Task → Extract the full listing verbatim and drop any pictures from your copy.
-- Begin --
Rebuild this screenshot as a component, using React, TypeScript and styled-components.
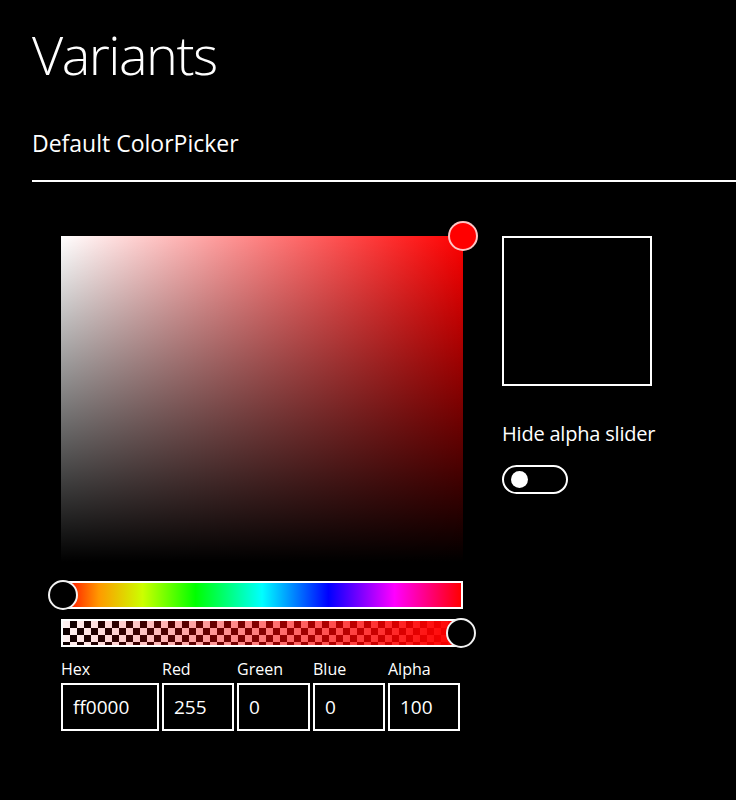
import styled, { createGlobalStyle } from "styled-components";

const GlobalStyle = createGlobalStyle`
  html, body {
    margin: 0;
    background: #000;
    color: #fff;
    font-family: "Open Sans", "Noto Sans", sans-serif;
  }
  * { box-sizing: border-box; }
`;

const Page = styled.div`
  padding: 14px 0 40px 32px;
  min-height: 800px;
  background: #000;
`;

const Title = styled.h1`
  margin: 0;
  font-size: 54px;
  font-weight: 300;
  line-height: 80px;
  letter-spacing: -1.5px;
`;

const SectionHeader = styled.h2`
  margin: 33px 0 0;
  padding-bottom: 21px;
  font-size: 23px;
  font-weight: 400;
  line-height: 32px;
  border-bottom: 2px solid #fff;
`;

const Example = styled.div`
  display: flex;
  gap: 39px;
  padding: 54px 0 0 29px;
`;

const PickerColumn = styled.div`
  display: flex;
  flex-direction: column;
  width: 402px;
`;

const Spectrum = styled.div`
  position: relative;
  height: 336px;
  background: linear-gradient(to top, #000 3%, rgba(0, 0, 0, 0)),
    linear-gradient(to right, #fff, #f00);
`;

const Thumb = styled.div<{ $fill: string; $ring: string }>`
  position: absolute;
  width: 30px;
  height: 30px;
  border-radius: 50%;
  background: ${(p) => p.$fill};
  border: 2px solid ${(p) => p.$ring};
  transform: translate(-50%, -50%);
`;

const Track = styled.div`
  position: relative;
  height: 28px;
  border: 2px solid #fff;
`;

const HueTrack = styled(Track)`
  margin-top: 9px;
  background: linear-gradient(
    to right,
    #f00 0%,
    #f90 9%,
    #cf0 20%,
    #0f0 33.3%,
    #0ff 50%,
    #00f 66.7%,
    #f0f 83.3%,
    #f00 100%
  );
`;

const AlphaTrack = styled(Track)`
  margin-top: 10px;
  background-color: #fff;
  background-image: linear-gradient(to right, rgba(255, 0, 0, 0.05), #f00),
    conic-gradient(#000 25%, #fff 0 50%, #000 0 75%, #fff 0);
  background-size: 100% 100%, 14px 14px;
`;

const Fields = styled.div`
  display: flex;
  gap: 3px;
  margin-top: 10px;
`;

const Field = styled.label<{ $w: number }>`
  display: flex;
  flex-direction: column;
  width: ${(p) => p.$w}px;
  font-size: 16px;
  line-height: 24px;
`;

const FieldBox = styled.div`
  height: 48px;
  margin-top: 2px;
  border: 2px solid #fff;
  padding: 0 10px;
  display: flex;
  align-items: center;
  font-size: 19px;
`;

const SidePanel = styled.div`
  display: flex;
  flex-direction: column;
`;

const Preview = styled.div`
  width: 150px;
  height: 150px;
  border: 2px solid #fff;
  background: #000;
`;

const OptionLabel = styled.div`
  margin-top: 35px;
  font-size: 20px;
  line-height: 26px;
  letter-spacing: -0.2px;
`;

const Toggle = styled.div`
  margin-top: 18px;
  width: 66px;
  height: 29px;
  border: 2px solid #fff;
  border-radius: 15px;
  display: flex;
  align-items: center;
  padding-left: 7px;
`;

const Knob = styled.span`
  width: 17px;
  height: 17px;
  border-radius: 50%;
  background: #fff;
`;

const fields = [
  { label: "Hex", value: "ff0000", w: 98 },
  { label: "Red", value: "255", w: 72 },
  { label: "Green", value: "0", w: 73 },
  { label: "Blue", value: "0", w: 72 },
  { label: "Alpha", value: "100", w: 72 },
];

export default function App() {
  return (
    <Page>
      <GlobalStyle />
      <Title>Variants</Title>
      <SectionHeader>Default ColorPicker</SectionHeader>
      <Example>
        <PickerColumn>
          <Spectrum>
            <Thumb $fill="#f00" $ring="rgba(255,230,230,0.85)" style={{ left: "100%", top: 0 }} />
          </Spectrum>
          <HueTrack>
            <Thumb $fill="#000" $ring="#f2f2f2" style={{ left: 0, top: "50%" }} />
          </HueTrack>
          <AlphaTrack>
            <Thumb $fill="#000" $ring="#f2f2f2" style={{ left: "100%", top: "50%" }} />
          </AlphaTrack>
          <Fields>
            {fields.map((f) => (
              <Field key={f.label} $w={f.w}>
                {f.label}
                <FieldBox>{f.value}</FieldBox>
              </Field>
            ))}
          </Fields>
        </PickerColumn>
        <SidePanel>
          <Preview />
          <OptionLabel>Hide alpha slider</OptionLabel>
          <Toggle>
            <Knob />
          </Toggle>
        </SidePanel>
      </Example>
    </Page>
  );
}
-- End --
Written answer →
Rebuild this screenshot as a component, using React, TypeScript and styled-components.
import styled, { createGlobalStyle } from "styled-components";

const GlobalStyle = createGlobalStyle`
  html, body {
    margin: 0;
    background: #000;
    color: #fff;
    font-family: "Open Sans", "Noto Sans", sans-serif;
  }
  * { box-sizing: border-box; }
`;

const Page = styled.div`
  padding: 14px 0 40px 32px;
  min-height: 800px;
  background: #000;
`;

const Title = styled.h1`
  margin: 0;
  font-size: 54px;
  font-weight: 300;
  line-height: 80px;
  letter-spacing: -1.5px;
`;

const SectionHeader = styled.h2`
  margin: 33px 0 0;
  padding-bottom: 21px;
  font-size: 23px;
  font-weight: 400;
  line-height: 32px;
  border-bottom: 2px solid #fff;
`;

const Example = styled.div`
  display: flex;
  gap: 39px;
  padding: 54px 0 0 29px;
`;

const PickerColumn = styled.div`
  display: flex;
  flex-direction: column;
  width: 402px;
`;

const Spectrum = styled.div`
  position: relative;
  height: 336px;
  background: linear-gradient(to top, #000 3%, rgba(0, 0, 0, 0)),
    linear-gradient(to right, #fff, #f00);
`;

const Thumb = styled.div<{ $fill: string; $ring: string }>`
  position: absolute;
  width: 30px;
  height: 30px;
  border-radius: 50%;
  background: ${(p) => p.$fill};
  border: 2px solid ${(p) => p.$ring};
  transform: translate(-50%, -50%);
`;

const Track = styled.div`
  position: relative;
  height: 28px;
  border: 2px solid #fff;
`;

const HueTrack = styled(Track)`
  margin-top: 9px;
  background: linear-gradient(
    to right,
    #f00 0%,
    #f90 9%,
    #cf0 20%,
    #0f0 33.3%,
    #0ff 50%,
    #00f 66.7%,
    #f0f 83.3%,
    #f00 100%
  );
`;

const AlphaTrack = styled(Track)`
  margin-top: 10px;
  background-color: #fff;
  background-image: linear-gradient(to right, rgba(255, 0, 0, 0.05), #f00),
    conic-gradient(#000 25%, #fff 0 50%, #000 0 75%, #fff 0);
  background-size: 100% 100%, 14px 14px;
`;

const Fields = styled.div`
  display: flex;
  gap: 3px;
  margin-top: 10px;
`;

const Field = styled.label<{ $w: number }>`
  display: flex;
  flex-direction: column;
  width: ${(p) => p.$w}px;
  font-size: 16px;
  line-height: 24px;
`;

const FieldBox = styled.div`
  height: 48px;
  margin-top: 2px;
  border: 2px solid #fff;
  padding: 0 10px;
  display: flex;
  align-items: center;
  font-size: 19px;
`;

const SidePanel = styled.div`
  display: flex;
  flex-direction: column;
`;

const Preview = styled.div`
  width: 150px;
  height: 150px;
  border: 2px solid #fff;
  background: #000;
`;

const OptionLabel = styled.div`
  margin-top: 35px;
  font-size: 20px;
  line-height: 26px;
  letter-spacing: -0.2px;
`;

const Toggle = styled.div`
  margin-top: 18px;
  width: 66px;
  height: 29px;
  border: 2px solid #fff;
  border-radius: 15px;
  display: flex;
  align-items: center;
  padding-left: 7px;
`;

const Knob = styled.span`
  width: 17px;
  height: 17px;
  border-radius: 50%;
  background: #fff;
`;

const fields = [
  { label: "Hex", value: "ff0000", w: 98 },
  { label: "Red", value: "255", w: 72 },
  { label: "Green", value: "0", w: 73 },
  { label: "Blue", value: "0", w: 72 },
  { label: "Alpha", value: "100", w: 72 },
];

export default function App() {
  return (
    <Page>
      <GlobalStyle />
      <Title>Variants</Title>
      <SectionHeader>Default ColorPicker</SectionHeader>
      <Example>
        <PickerColumn>
          <Spectrum>
            <Thumb $fill="#f00" $ring="rgba(255,230,230,0.85)" style={{ left: "100%", top: 0 }} />
          </Spectrum>
          <HueTrack>
            <Thumb $fill="#000" $ring="#f2f2f2" style={{ left: 0, top: "50%" }} />
          </HueTrack>
          <AlphaTrack>
            <Thumb $fill="#000" $ring="#f2f2f2" style={{ left: "100%", top: "50%" }} />
          </AlphaTrack>
          <Fields>
            {fields.map((f) => (
              <Field key={f.label} $w={f.w}>
                {f.label}
                <FieldBox>{f.value}</FieldBox>
              </Field>
            ))}
          </Fields>
        </PickerColumn>
        <SidePanel>
          <Preview />
          <OptionLabel>Hide alpha slider</OptionLabel>
          <Toggle>
            <Knob />
          </Toggle>
        </SidePanel>
      </Example>
    </Page>
  );
}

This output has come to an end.